- Artist: Yayoi Kusama
- Year: 2005
- Medium: LED lights and mirrors
- Movement: Contemporary art
- Dimensions: 24 ft (7.3 m) x 24 ft (7.3 m)
- Location: Phoenix Art Museum
- 33°27′58″N 112°04′24″W﻿ / ﻿33.4661°N 112.0734°W

= You Who Are Getting Obliterated in the Dancing Swarm of Fireflies =

2005 art installation

You Who Are Getting Obliterated in the Dancing Swarm of Fireflies, also known as the Fireflies Infinity Mirror Room, is an art installation in Phoenix Art Museum by Yayoi Kusama. It is located in the museum's North Wing, on the first floor.

==History==
The installation has been on view at Phoenix Art Museum since 2006. In 2023, the exhibit was temporarily closed as it was moved to the first floor to be made more accessible.

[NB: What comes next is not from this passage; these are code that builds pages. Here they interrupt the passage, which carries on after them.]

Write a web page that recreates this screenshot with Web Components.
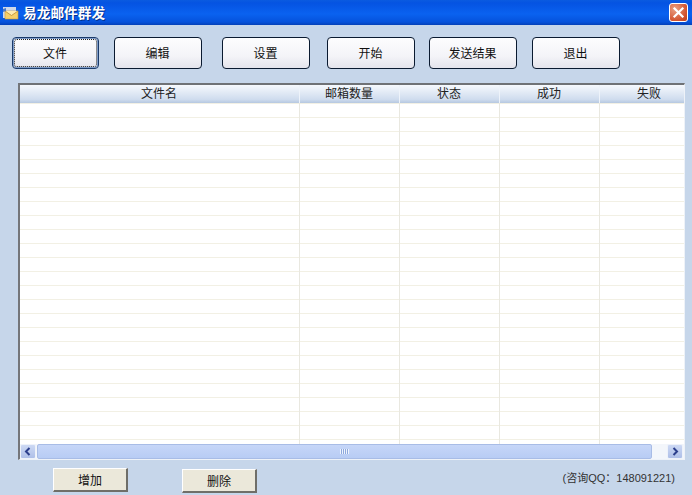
<!DOCTYPE html>
<html>
<head>
<meta charset="utf-8">
<style>
html, body { margin: 0; padding: 0; }
body { width: 692px; height: 495px; overflow: hidden; font: 12px "Noto Sans CJK SC", "Liberation Sans", sans-serif; color: #111; }
</style>
</head>
<body>
<mail-window>
    <title-bar slot="title">易龙邮件群发</title-bar>
    <tool-button slot="tools" focused>文件</tool-button>
    <tool-button slot="tools" style="margin-left:15px;width:88px">编辑</tool-button>
    <tool-button slot="tools" style="margin-left:20px;width:88px">设置</tool-button>
    <tool-button slot="tools" style="margin-left:17px;width:88px">开始</tool-button>
    <tool-button slot="tools" style="margin-left:14px;width:88px">发送结果</tool-button>
    <tool-button slot="tools" style="margin-left:15px;width:88px">退出</tool-button>
    <file-table slot="table"></file-table>
    <plain-button slot="footer">增加</plain-button>
    <plain-button slot="footer" style="margin-left:54px;margin-top:1px">删除</plain-button>
    <span slot="note">(咨询QQ：148091221)</span>
</mail-window>
<script>
class MailWindow extends HTMLElement {
    constructor() {
        super();
        this.attachShadow({ mode: 'open' });
        this.shadowRoot.innerHTML = `
            <style>
                :host { display: flex; flex-direction: column; width: 692px; height: 495px; background: #c6d6ea; }
                .tools { display: flex; padding: 12px 0 0 12px; height: 32px; }
                .table { padding: 14px 7px 0 18px; }
                .footer { display: flex; align-items: flex-start; padding: 8px 17px 0 53px; }
                .note { margin-left: auto; padding-top: 1px; color: #333; font: 11px/18px "Liberation Sans", "Noto Sans CJK SC", sans-serif; }
            </style>
            <slot name="title"></slot>
            <div class="tools"><slot name="tools"></slot></div>
            <div class="table"><slot name="table"></slot></div>
            <div class="footer"><slot name="footer"></slot><div class="note"><slot name="note"></slot></div></div>
        `;
    }
}

class TitleBar extends HTMLElement {
    constructor() {
        super();
        this.attachShadow({ mode: 'open' });
        this.shadowRoot.innerHTML = `
            <style>
                :host {
                    display: flex; align-items: center; height: 25px; padding: 0 3px;
                    background: linear-gradient(#0a5be0 0, #0553e2 3px, #0a62f0 14px, #0552dc 22px, #0340b8 25px);
                    color: #fff; font-weight: bold; font-size: 13.7px; text-shadow: 1px 1px 0 #02308c;
                }
                svg { display: block; }
                .label { margin-left: 4px; padding-bottom: 2px; }
                .close {
                    margin-left: auto; margin-right: 1px; width: 19px; height: 19px; box-sizing: border-box;
                    border: 1px solid #fff; border-radius: 3px; background: radial-gradient(circle at 30% 30%, #e9a083, #d2522d 70%, #b8401c);
                }
            </style>
            <svg width="16" height="16" viewBox="0 0 16 16">
                <rect x="0" y="2" width="13" height="11" fill="#cfd8e8"/>
                <path d="M2 6h13v8H2z" fill="#f4cf6a" stroke="#c99a3a" stroke-width=".6"/>
                <path d="M2 6l6.5 4.5L15 6" fill="#fdebb0" stroke="#b98a30" stroke-width=".8"/>
                <path d="M0 4l3-1v3l-3 1z" fill="#4a78c8"/>
            </svg>
            <span class="label"><slot></slot></span>
            <div class="close">
                <svg width="17" height="17" viewBox="0 0 17 17"><path d="M4.5 4.5l8 8M12.5 4.5l-8 8" stroke="#fff" stroke-width="2.2" stroke-linecap="square"/></svg>
            </div>
        `;
    }
}

class ToolButton extends HTMLElement {
    constructor() {
        super();
        this.attachShadow({ mode: 'open' });
        this.shadowRoot.innerHTML = `
            <style>
                :host {
                    display: flex; align-items: center; justify-content: center;
                    width: 87px; height: 32px; box-sizing: border-box; position: relative;
                    padding: 0 1px 2px 0;
                    border: 1px solid #0a1a30; border-radius: 4px;
                    background: linear-gradient(#fdfdfe 0, #f4f4f8 60%, #e4e4ec 100%);
                    font-size: 12px; color: #111;
                }
                :host([focused]) { border-color: #1a3a6a; box-shadow: inset 0 0 0 1px #7f9cc8; }
                :host([focused])::after {
                    content: ""; position: absolute; inset: 1px; border: 1px dotted #222; border-radius: 3px;
                }
            </style>
            <slot></slot>
        `;
    }
}

class PlainButton extends HTMLElement {
    constructor() {
        super();
        this.attachShadow({ mode: 'open' });
        this.shadowRoot.innerHTML = `
            <style>
                :host {
                    display: flex; align-items: center; justify-content: center;
                    width: 75px; height: 24px; box-sizing: border-box;
                    background: #ebe8da;
                    border-top: 1px solid #fff; border-left: 1px solid #fff;
                    border-right: 2px solid #6f6e68; border-bottom: 2px solid #6f6e68;
                    font-size: 12px; color: #111;
                }
            </style>
            <slot></slot>
        `;
    }
}

class FileTable extends HTMLElement {
    constructor() {
        super();
        this.attachShadow({ mode: 'open' });
        const columns = [['文件名', 280], ['邮箱数量', 100], ['状态', 100], ['成功', 100], ['失败', 100]];
        this.shadowRoot.innerHTML = `
            <style>
                :host {
                    display: block; width: 667px; height: 377px; box-sizing: border-box;
                    border-top: 2px solid #6f7276; border-left: 2px solid #74767a;
                    border-right: 1px solid #eef2f8; border-bottom: 1px solid #eef2f8;
                    background: #fff; overflow: hidden;
                }
                .head { display: flex; height: 18px; background: linear-gradient(#f6f9fd, #cfdcee 80%, #b6c8e0); font-size: 12px; color: #222; }
                .head div { flex: none; box-sizing: border-box; padding-right: 1px; text-align: center; line-height: 15px; border-right: 1px solid #eef3fa; }
                .body {
                    height: 341px; display: flex;
                    background: linear-gradient(#fff 0, #fff 13px, #f2f0e4 13px, #f2f0e4 14px) 0 1px / 100% 14px;
                }
                .body div { flex: none; box-sizing: border-box; border-right: 1px solid #e9e8e0; }
            </style>
            <div class="head">${columns.map(c => `<div style="width:${c[1]}px">${c[0]}</div>`).join('')}</div>
            <div class="body">${columns.map(c => `<div style="width:${c[1]}px"></div>`).join('')}</div>
            <h-scrollbar></h-scrollbar>
        `;
    }
}

class HScrollbar extends HTMLElement {
    constructor() {
        super();
        this.attachShadow({ mode: 'open' });
        this.shadowRoot.innerHTML = `
            <style>
                :host { display: flex; height: 15px; padding-right: 1px; background: #f3f6fb; align-items: stretch; }
                .arrow { width: 16px; box-sizing: border-box; border: 1px solid #eef2fa; border-radius: 2px; background: linear-gradient(#cdd9f4, #aebfe8); }
                .arrow svg { display: block; }
                .thumb {
                    flex: 0 0 615px; margin-left: 1px; box-sizing: border-box; border: 1px solid #a8bce6; border-radius: 2px;
                    background: linear-gradient(#c6d6f8, #b8ccf4);
                    display: flex; align-items: center; justify-content: center;
                }
                .grip { width: 9px; height: 5px; background: repeating-linear-gradient(90deg, #eef3fd 0, #eef3fd 1px, #8ea8dc 1px, #8ea8dc 2px); }
                .end { margin-left: auto; }
            </style>
            <div class="arrow"><svg width="14" height="13" viewBox="0 0 14 13"><path d="M8.5 3L5 6.5 8.5 10" fill="none" stroke="#2c3f8c" stroke-width="2"/></svg></div>
            <div class="thumb"><div class="grip"></div></div>
            <div class="arrow end"><svg width="14" height="13" viewBox="0 0 14 13"><path d="M5.5 3L9 6.5 5.5 10" fill="none" stroke="#2c3f8c" stroke-width="2"/></svg></div>
        `;
    }
}

customElements.define('mail-window', MailWindow);
customElements.define('title-bar', TitleBar);
customElements.define('tool-button', ToolButton);
customElements.define('plain-button', PlainButton);
customElements.define('file-table', FileTable);
customElements.define('h-scrollbar', HScrollbar);
</script>
</body>
</html>
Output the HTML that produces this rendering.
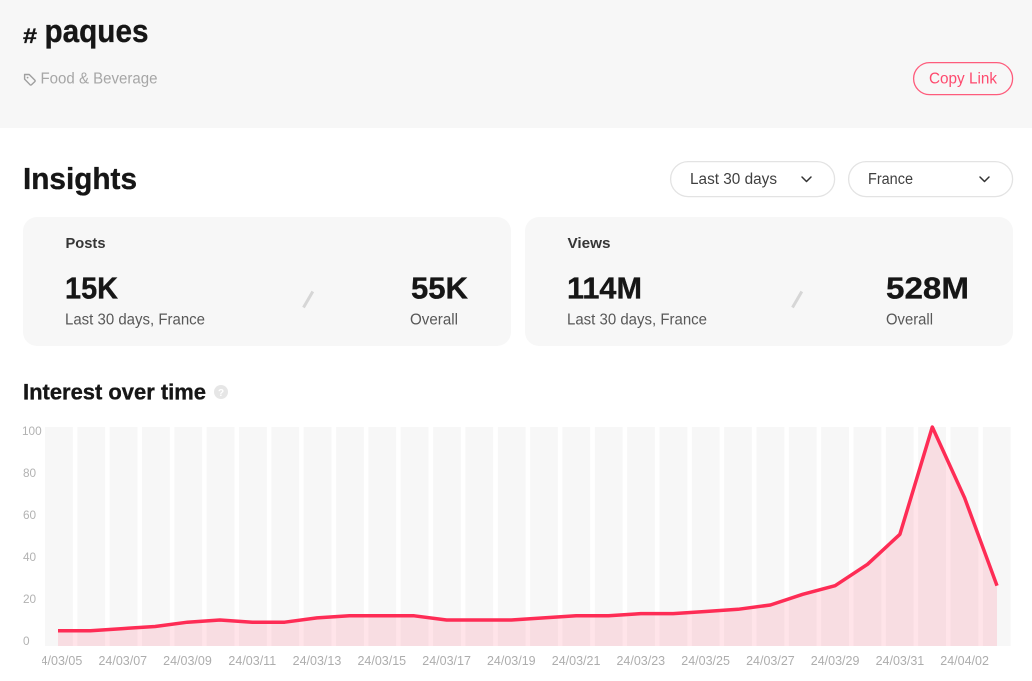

Additional technology upgrades were also done to "enhance the visitor experience."

==Description==
The room is a reflection of Kusama's hallucinations that she had had since she was a child. The installation, which is mostly made up of LED lights and mirrors, allows the viewer to "obliterate" themselves and unite themselves with the room. It also references the Japanese tradition of hotaru gari — firefly-watching and tōrō nagashi, Japanese water lanterns. The room is 24 ft on both sides, for a total of 576 sqft. Almost 200 hanging LED lights brighten up, dull, and change colors.